Noob here! Been researching, reading, watching videos for a few months now and planning on buying my first investment property in the next 3-6 months. A couple weeks ago my brother approached me and said he wants to get into real estate as well so we are going to partner up. In addition, I’m in the middle of refi’ing my primary residence since I was able to get a 30yr at 2.5% with 1.5 points (LoanDepot if you’re wondering) current mortgage is 3.5% refi’d this past Feb so not too far into the amortization. My payment will drop about $150/mo.  

What I’m trying to figure out is, do I want to finish the refi process if I’m planning on buying an investment property soon? And if I do, how do I want to approach it. 
Some other info. I have about 15% equity on my primary. My brother just bought his primary two months ago with 3% down so he doesn’t much equity on his place. FICO rates us both excellent. We both have steady jobs making high-5/low-6 figs with assets in the low 6-figs, mostly in retirement-type accounts, and only debt is the mortgage. 

I (humbly) think we are both good candidates to begin buying more property. What I’m concerned about in getting a new loan though, is that neither of us has 20% equity. Is that going to be a problem?

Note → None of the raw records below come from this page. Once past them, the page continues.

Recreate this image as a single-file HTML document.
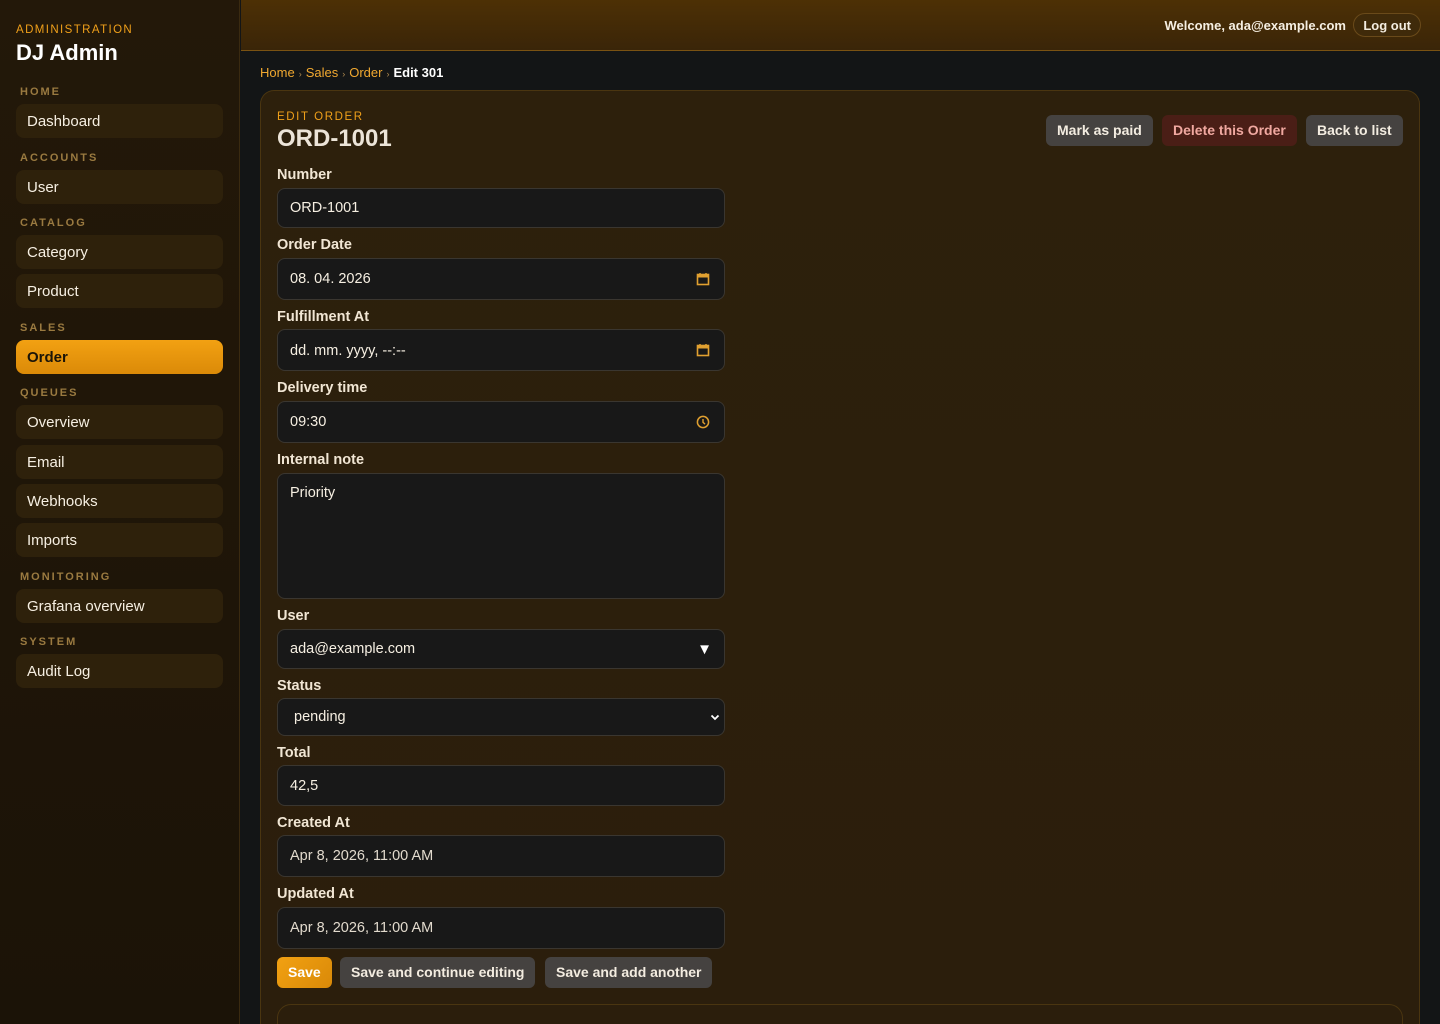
<!DOCTYPE html>
<html><head><meta charset="utf-8"><style>
*{box-sizing:border-box;margin:0;padding:0}
html,body{width:1440px;height:1024px;overflow:hidden}
body{background:#131516;font-family:"Liberation Sans",sans-serif;color:#f3ece0;position:relative}
.side{position:absolute;left:0;top:0;width:240px;height:1024px;background:linear-gradient(180deg,#231809,#1b1307);border-right:1px solid #3a2a10}
.adm{position:absolute;left:16px;top:24px;font-size:11.5px;letter-spacing:1.4px;color:#f0a01a}
.brand{position:absolute;left:16px;top:40px;font-size:22px;font-weight:bold;color:#fff}
.sec{position:absolute;left:20px;font-size:11px;font-weight:bold;letter-spacing:2px;color:#9a7a40}
.it{position:absolute;left:16px;width:207px;height:34px;border-radius:8px;background:#2e210b;font-size:15px;padding-left:11px;line-height:36px;color:#f6efe2}
.it.on{background:linear-gradient(180deg,#f2a112,#db8a08);color:#1a1408;font-weight:bold}
.top{position:absolute;left:241px;top:0;right:0;height:51px;background:linear-gradient(180deg,#4d3005,#3a2508);border-bottom:1px solid #7a5212}
.wel{position:absolute;right:94px;top:18px;font-size:13px;font-weight:bold;color:#f6efe2}
.lo{position:absolute;right:19px;top:13px;height:24px;padding:0 9px;border:1px solid #6a4a1a;border-radius:12px;font-size:13px;font-weight:bold;line-height:24px;background:#3f2a0a}
.bc{position:absolute;left:260px;top:65px;font-size:13px;color:#f0a830}
.bc b{color:#fff}
.bc i{font-style:normal;font-size:9px;color:#b08a50;margin:0 4px}
.card{position:absolute;left:260px;top:90px;width:1160px;height:934px;border:1px solid #4a3510;border-bottom:none;border-radius:14px 14px 0 0;background:linear-gradient(180deg,#2d200c,#2b1e0c)}
.eo{position:absolute;left:277px;top:111px;font-size:11.5px;letter-spacing:1.6px;color:#f0a01a}
h1{position:absolute;left:277px;top:125px;font-size:24px;color:#ece4d8}
.btn{position:absolute;height:31px;border-radius:6px;font-size:14px;font-weight:bold;line-height:31px;padding:0 11px;background:#454240;color:#f3ece0}
.lab{position:absolute;left:277px;font-size:14.5px;font-weight:bold;color:#f1e6d4}
.inp{position:absolute;left:277px;width:448px;border:1px solid #3a3630;border-radius:8px;background:#181818;font-size:14.5px;padding-left:12px;color:#f6efe2}
.ic{position:absolute;right:14px}
.pan{position:absolute;left:277px;top:1004px;width:1126px;height:40px;border:1px solid #4a3510;border-radius:14px}
</style></head><body>
<div class="side">
<div class="adm">ADMINISTRATION</div>
<div class="brand">DJ Admin</div>
<div class="sec" style="top:86px">HOME</div>
<div class="it" style="top:104px">Dashboard</div>
<div class="sec" style="top:152px">ACCOUNTS</div>
<div class="it" style="top:170px">User</div>
<div class="sec" style="top:217px">CATALOG</div>
<div class="it" style="top:235px">Category</div>
<div class="it" style="top:274px">Product</div>
<div class="sec" style="top:322px">SALES</div>
<div class="it on" style="top:340px">Order</div>
<div class="sec" style="top:387px">QUEUES</div>
<div class="it" style="top:405px">Overview</div>
<div class="it" style="top:445px">Email</div>
<div class="it" style="top:484px">Webhooks</div>
<div class="it" style="top:523px">Imports</div>
<div class="sec" style="top:571px">MONITORING</div>
<div class="it" style="top:589px">Grafana overview</div>
<div class="sec" style="top:636px">SYSTEM</div>
<div class="it" style="top:654px">Audit Log</div>
</div>
<div class="top"><div class="wel">Welcome, ada@example.com</div><div class="lo">Log out</div></div>
<div class="bc">Home<i>›</i>Sales<i>›</i>Order<i>›</i><b>Edit 301</b></div>
<div class="card"></div>
<div class="eo">EDIT ORDER</div>
<h1>ORD-1001</h1>
<div class="btn" style="left:1046px;top:115px">Mark as paid</div>
<div class="btn" style="left:1162px;top:115px;background:#4a1e16;color:#f0a8a0">Delete this Order</div>
<div class="btn" style="left:1306px;top:115px">Back to list</div>

<div class="lab" style="top:167px">Number</div>
<div class="inp" style="top:188px;height:40px;line-height:39px">ORD-1001</div>
<div class="lab" style="top:237px">Order Date</div>
<div class="inp" style="top:258px;height:42px;line-height:41px">08. 04. 2026<svg class="ic" style="top:13px" width="14" height="14" viewBox="0 0 14 14"><rect x="1.5" y="2.5" width="11" height="10" fill="none" stroke="#e0a030" stroke-width="1.6"/><rect x="1.5" y="2.5" width="11" height="3" fill="#e0a030"/><path d="M4 1v2M10 1v2" stroke="#e0a030" stroke-width="1.4"/></svg></div>
<div class="lab" style="top:309px">Fulfillment At</div>
<div class="inp" style="top:329px;height:42px;line-height:42px">dd. mm. yyyy, --:--<svg class="ic" style="top:13px" width="14" height="14" viewBox="0 0 14 14"><rect x="1.5" y="2.5" width="11" height="10" fill="none" stroke="#e0a030" stroke-width="1.6"/><rect x="1.5" y="2.5" width="11" height="3" fill="#e0a030"/><path d="M4 1v2M10 1v2" stroke="#e0a030" stroke-width="1.4"/></svg></div>
<div class="lab" style="top:380px">Delivery time</div>
<div class="inp" style="top:401px;height:42px;line-height:41px">09:30<svg class="ic" style="top:13px" width="14" height="14" viewBox="0 0 14 14"><circle cx="7" cy="7" r="5.6" fill="none" stroke="#e0a030" stroke-width="1.5"/><path d="M7 4v3.3l2 1.8" fill="none" stroke="#e0a030" stroke-width="1.4"/></svg></div>
<div class="lab" style="top:452px">Internal note</div>
<div class="inp" style="top:473px;height:126px;padding-top:11px">Priority</div>
<div class="lab" style="top:608px">User</div>
<div class="inp" style="top:629px;height:40px;line-height:39px">ada@example.com<span style="position:absolute;right:12px;top:0;font-size:15px;color:#fff">▼</span></div>
<div class="lab" style="top:678px">Status</div>
<div class="inp" style="top:698px;height:38px;line-height:37px;padding-left:16px">pending<svg style="position:absolute;right:4px;top:15px" width="10" height="7" viewBox="0 0 10 7"><path d="M1.5 1.5l3.5 3.5 3.5-3.5" fill="none" stroke="#fff" stroke-width="1.8"/></svg></div>
<div class="lab" style="top:745px">Total</div>
<div class="inp" style="top:765px;height:41px;line-height:40px">42,5</div>
<div class="lab" style="top:815px">Created At</div>
<div class="inp" style="top:835px;height:42px;line-height:41px;color:#e2dacd">Apr 8, 2026, 11:00 AM</div>
<div class="lab" style="top:886px">Updated At</div>
<div class="inp" style="top:907px;height:42px;line-height:41px;color:#e2dacd">Apr 8, 2026, 11:00 AM</div>
<div class="btn" style="left:277px;top:957px;background:linear-gradient(135deg,#f2a112,#d98908);color:#fff">Save</div>
<div class="btn" style="left:340px;top:957px">Save and continue editing</div>
<div class="btn" style="left:545px;top:957px">Save and add another</div>
<div class="pan"></div>
</body></html>
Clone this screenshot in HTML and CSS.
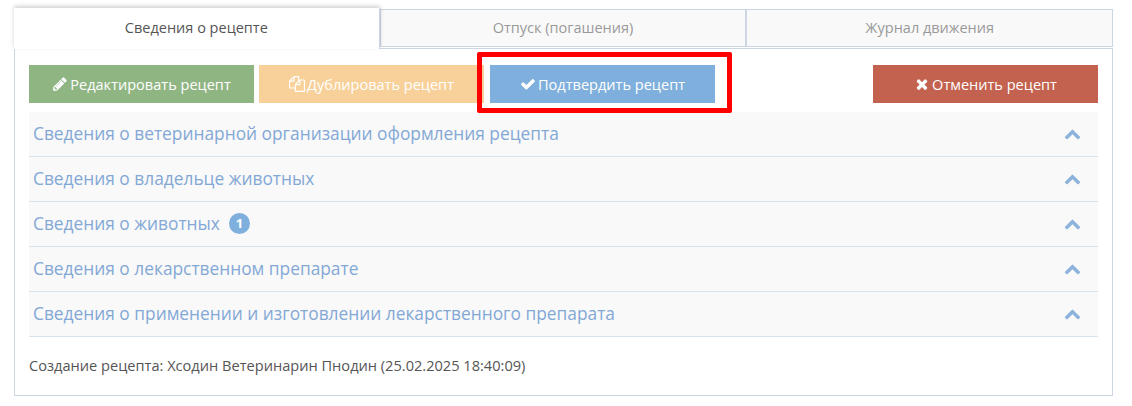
FILE: index.html
```html
<!DOCTYPE html>
<html lang="ru">
<head>
<meta charset="utf-8">
<title>Сведения о рецепте</title>
<link rel="stylesheet" href="styles.css">
</head>
<body>
<div class="widget">
  <div class="tabs">
    <div class="tab active">Сведения о рецепте</div>
    <div class="tab">Отпуск (погашения)</div>
    <div class="tab">Журнал движения</div>
  </div>
  <div class="panel">
    <div class="actions">
      <a class="btn green"><svg class="ico" viewBox="0 0 1792 1792"><path d="M491 1536l91-91-235-235-91 91v107h128v128h107zm523-928q0-22-22-22-10 0-17 7l-542 542q-7 7-7 17 0 22 22 22 10 0 17-7l542-542q7-7 7-17zm-54-192l416 416-832 832h-416v-416zm683 96q0 53-37 90l-166 166-416-416 166-165q36-38 90-38 53 0 91 38l235 234q37 39 37 91z"/></svg>Редактировать рецепт</a>
      <a class="btn orange"><svg class="ico" viewBox="0 0 1792 1792"><path d="M1696 384q40 0 68 28t28 68v1216q0 40-28 68t-68 28h-960q-40 0-68-28t-28-68v-288h-544q-40 0-68-28t-28-68v-672q0-40 20-88t48-76l408-408q28-28 76-48t88-20h416q40 0 68 28t28 68v328q68-40 128-40h416zm-544 213l-299 299h299v-299zm-640-384l-299 299h299v-299zm196 647l316-316v-416h-384v416q0 40-28 68t-68 28h-416v640h512v-256q0-40 20-88t48-76zm956 804v-1152h-384v416q0 40-28 68t-68 28h-416v640h896z"/></svg>Дублировать рецепт</a>
      <a class="btn blue"><svg class="ico" viewBox="0 0 1792 1792"><path d="M1671 566q0 40-28 68l-724 724-136 136q-28 28-68 28t-68-28l-136-136-362-362q-28-28-28-68t28-68l136-136q28-28 68-28t68 28l294 295 656-657q28-28 68-28t68 28l136 136q28 28 28 68z"/></svg>Подтвердить рецепт<span class="highlight"></span></a>
      <a class="btn red"><svg class="ico" viewBox="0 0 1792 1792"><path d="M1490 1322q0 40-28 68l-136 136q-28 28-68 28t-68-28l-294-294-294 294q-28 28-68 28t-68-28l-136-136q-28-28-28-68t28-68l294-294-294-294q-28-28-28-68t28-68l136-136q28-28 68-28t68 28l294 294 294-294q28-28 68-28t68 28l136 136q28 28 28 68t-28 68l-294 294 294 294q28 28 28 68z"/></svg>Отменить рецепт</a>
    </div>
    <div class="accordion">
      <div class="row"><span class="title">Сведения о ветеринарной организации оформления рецепта</span><svg class="chev" viewBox="0 0 1792 1792"><path d="M1683 1331l-166 165q-19 19-45 19t-45-19l-531-531-531 531q-19 19-45 19t-45-19l-166-165q-19-19-19-45.5t19-45.5l742-741q19-19 45-19t45 19l742 741q19 19 19 45.5t-19 45.5z"/></svg></div>
      <div class="row"><span class="title">Сведения о владельце животных</span><svg class="chev" viewBox="0 0 1792 1792"><path d="M1683 1331l-166 165q-19 19-45 19t-45-19l-531-531-531 531q-19 19-45 19t-45-19l-166-165q-19-19-19-45.5t19-45.5l742-741q19-19 45-19t45 19l742 741q19 19 19 45.5t-19 45.5z"/></svg></div>
      <div class="row"><span class="title">Сведения о животных</span><span class="badge">1</span><svg class="chev" viewBox="0 0 1792 1792"><path d="M1683 1331l-166 165q-19 19-45 19t-45-19l-531-531-531 531q-19 19-45 19t-45-19l-166-165q-19-19-19-45.5t19-45.5l742-741q19-19 45-19t45 19l742 741q19 19 19 45.5t-19 45.5z"/></svg></div>
      <div class="row"><span class="title">Сведения о лекарственном препарате</span><svg class="chev" viewBox="0 0 1792 1792"><path d="M1683 1331l-166 165q-19 19-45 19t-45-19l-531-531-531 531q-19 19-45 19t-45-19l-166-165q-19-19-19-45.5t19-45.5l742-741q19-19 45-19t45 19l742 741q19 19 19 45.5t-19 45.5z"/></svg></div>
      <div class="row"><span class="title">Сведения о применении и изготовлении лекарственного препарата</span><svg class="chev" viewBox="0 0 1792 1792"><path d="M1683 1331l-166 165q-19 19-45 19t-45-19l-531-531-531 531q-19 19-45 19t-45-19l-166-165q-19-19-19-45.5t19-45.5l742-741q19-19 45-19t45 19l742 741q19 19 19 45.5t-19 45.5z"/></svg></div>
    </div>
    <p class="created">Создание рецепта: Хсодин Ветеринарин Пнодин (25.02.2025 18:40:09)</p>
  </div>
</div>
</body>
</html>
```

FILE: styles.css
```css
html, body {
  margin: 0;
  padding: 0;
  background: #fff;
}
body {
  font-family: "Open Sans", sans-serif;
  font-size: 14px;
  color: #555;
}
.widget {
  width: 1099px;
  margin: 8px 0 0 14px;
}
.tabs {
  display: flex;
  height: 40px;
}
.tab {
  flex: 1 1 0;
  display: flex;
  align-items: center;
  justify-content: center;
  margin-top: 1px;
  height: 38px;
  box-sizing: border-box;
  padding-bottom: 2px;
  background: #f9f9f9;
  border: 1px solid #cdd6e4;
  color: #999;
  font-size: 14.5px;
}
.tab.active {
  margin-top: 0;
  height: 41px;
  padding-bottom: 3px;
  background: #fff;
  border: 0;
  border-right: 1px solid #cdd6e4;
  color: #555;
  position: relative;
  z-index: 1;
  box-shadow: 0 -2px 4px rgba(0, 0, 0, 0.18);
}
.panel {
  box-sizing: border-box;
  height: 348px;
  padding: 16px 14px 0;
  border: 1px solid #cdd6e4;
  background: #fff;
}
.actions {
  display: flex;
  gap: 5px;
  height: 38px;
}
.btn {
  position: relative;
  width: 225px;
  height: 38px;
  display: flex;
  align-items: center;
  justify-content: center;
  color: #fff;
  font-size: 14.55px;
}
.btn.green { background: #8fb583; }
.btn.orange { background: #f8d19a; }
.btn.blue { background: #7fafdc; margin-left: 1px; }
.btn.red { background: #c3624f; margin-left: auto; }
.ico {
  width: 16px;
  height: 16px;
  fill: currentColor;
  margin-right: 2px;
}
.highlight {
  position: absolute;
  left: -13px;
  top: -13px;
  width: 255px;
  height: 61px;
  box-sizing: border-box;
  border: 5px solid #fe0000;
  border-radius: 2px;
}
.accordion {
  margin-top: 9px;
}
.row {
  height: 45px;
  box-sizing: border-box;
  display: flex;
  align-items: center;
  padding: 0 17px 2px 4px;
  background: #f9f9f9;
  border-bottom: 1px solid #d9e3ef;
  color: #83a8d6;
  font-size: 17.33px;
}
.badge {
  width: 21px;
  height: 21px;
  margin-left: 9px;
  border-radius: 50%;
  background: #7fafdc;
  color: #fff;
  font-size: 13px;
  font-weight: 700;
  display: flex;
  align-items: center;
  justify-content: center;
}
.chev {
  width: 17px;
  height: 17px;
  margin-left: auto;
  fill: #8db3dd;
}
.created {
  margin: 19px 0 0;
  font-size: 14.6px;
  line-height: 19px;
  color: #555;
}
```
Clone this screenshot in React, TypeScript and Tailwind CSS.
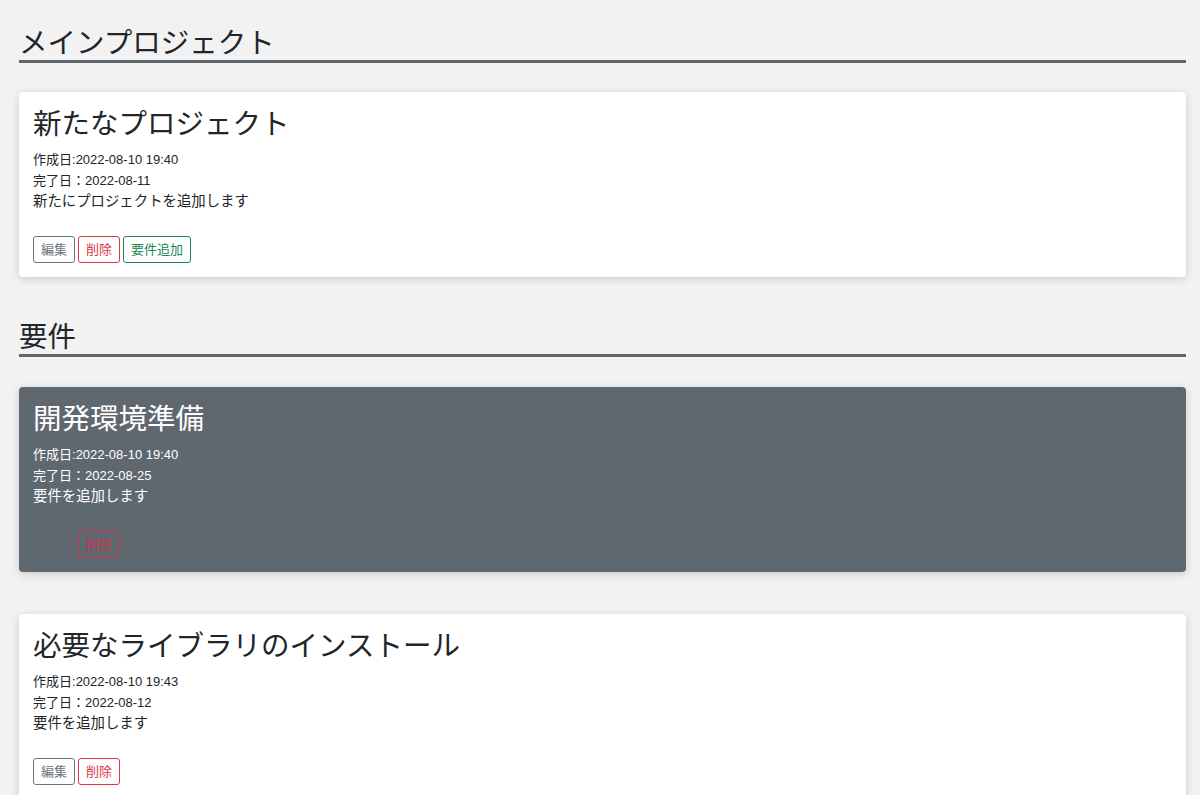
import React from "react";

// Card data for the requirement list
interface Item {
  title: string;
  created: string;
  due: string;
  body: string;
  active?: boolean;
  addButton?: boolean;
}

const main: Item = {
  title: "新たなプロジェクト",
  created: "2022-08-10 19:40",
  due: "2022-08-11",
  body: "新たにプロジェクトを追加します",
  addButton: true,
};

const requirements: Item[] = [
  {
    title: "開発環境準備",
    created: "2022-08-10 19:40",
    due: "2022-08-25",
    body: "要件を追加します",
    active: true,
  },
  {
    title: "必要なライブラリのインストール",
    created: "2022-08-10 19:43",
    due: "2022-08-12",
    body: "要件を追加します",
  },
];

const SectionTitle: React.FC<{ text: string; className?: string }> = ({ text, className }) => (
  <h2
    className={`text-[28.5px] leading-[34px] font-normal text-[#212529] border-b-[3px] border-[#5f676e] ${className ?? ""}`}
  >
    {text}
  </h2>
);

const Card: React.FC<{ item: Item; className?: string }> = ({ item, className }) => {
  const dark = item.active;
  return (
    <div
      className={`rounded-[4px] px-[14px] pt-[15px] pb-[14px] shadow-[0_2px_8px_rgba(0,0,0,0.16)] ${
        dark ? "bg-[#5f686f] text-white" : "bg-white text-[#212529]"
      } ${className ?? ""}`}
    >
      <h3 className="text-[28.5px] leading-[34px] font-normal">{item.title}</h3>
      <p className="mt-[8px] text-[13px] leading-[21px]">作成日:{item.created}</p>
      <p className="text-[13px] leading-[21px]">完了日：{item.due}</p>
      <p className="text-[14.4px] leading-[21px]">{item.body}</p>
      {/* Buttons */}
      <div className="mt-[24px] flex gap-[3px]">
        <button
          className={`h-[27px] px-[7px] text-[13px] rounded-[3px] border border-solid border-[#6c757d] bg-transparent text-[#6c757d] ${
            dark ? "invisible" : ""
          }`}
        >
          編集
        </button>
        <button
          className={`h-[27px] px-[7px] text-[13px] rounded-[3px] border border-solid bg-transparent ${
            dark ? "border-[#c8334a] text-[#c8334a]" : "border-[#dc3545] text-[#dc3545]"
          }`}
        >
          削除
        </button>
        {item.addButton && (
          <button className="h-[27px] px-[7px] text-[13px] rounded-[3px] border border-solid border-[#198754] bg-transparent text-[#198754]">
            要件追加
          </button>
        )}
      </div>
    </div>
  );
};

const App: React.FC = () => {
  return (
    <div
      className="min-h-screen bg-[#f2f2f2] pl-[19px] pr-[14px] pt-[26px] pb-10"
      style={{ fontFamily: '"Liberation Sans", "Noto Sans CJK JP", sans-serif' }}
    >
      <SectionTitle text="メインプロジェクト" />
      <Card item={main} className="mt-[29px]" />

      <SectionTitle text="要件" className="mt-[43px]" />
      <div className="mt-[30px] flex flex-col gap-[42px]">
        {requirements.map((r, i) => (
          <Card key={i} item={r} />
        ))}
      </div>
    </div>
  );
};

export default App;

I don’t mind moving into the future investment property during the rehab and renting my house to get us started in investing. I’m looking to do wedge/brrrr type deals. My current primary wasn’t bought as an investment, so I got it “at market price”. Running the numbers on turning my house into a rental, it wouldn’t cash flow on the current mortgage, would cash flow $100ish post-refi, it’s in a more “appreciating” neighborhood of Baltimore. That does include property management so if I did that myself, the cash flow would go up. The Zillow rent estimate is 2,250, but I haven’t confirmed/done my research on that yet. Also, my brother wants to be a ‘silent partner’, I’ll be the active one. 

Some other questions/considerations. If I do the refi, suggestions on if it’s worth paying the 1.5 points, or should I pay, say, 0.5 point for a 2.625%? The current loan estimate has all closing costs added to the new loan, so total new loan about 273k, but I assume I would want to pay closing costs out of pocket to keep the equity, so paying one point less saves about 3k. And then there is the question of does a slightly higher rate (2.625 vs 2.5) offset a slightly lower loan (263k vs 273k) and how does that affect the cash flow. 
If between the two of us, we have about 75k liquid for a down payment, rehab and other costs, the part I’m getting stuck on is the 20% equity on a current or investment property because it might be better for me to pay another 5% at closing to get my equity to 20% so we can put down 3-3.5% on the next one rather than 20%. This is the part I’m trying to get creative with as 5%+3.5% would be a lot less than 20%.  I asked the loan officer doing my refi for any tips/suggestions but he said he only does refis and not new purchases so didn’t have any tips. 

One last consideration is a VA loan. Our dad is a vet and, we haven't asked yet, but he probably wouldn't have an issue as a co-signer to get a VA loan. Do investors use VA loans or does the upfront % keep investors away? Also, just thought of this, maybe he would co-sign a conventional loan since my parents house is almost paid off, they have much more than 20% equity.
I guess I’m just really stuck on how much equity is needed on all these current and future properties.

Sorry for the novel, appreciate everyone’s suggestions and let me know if you need more info in order to provide some insight.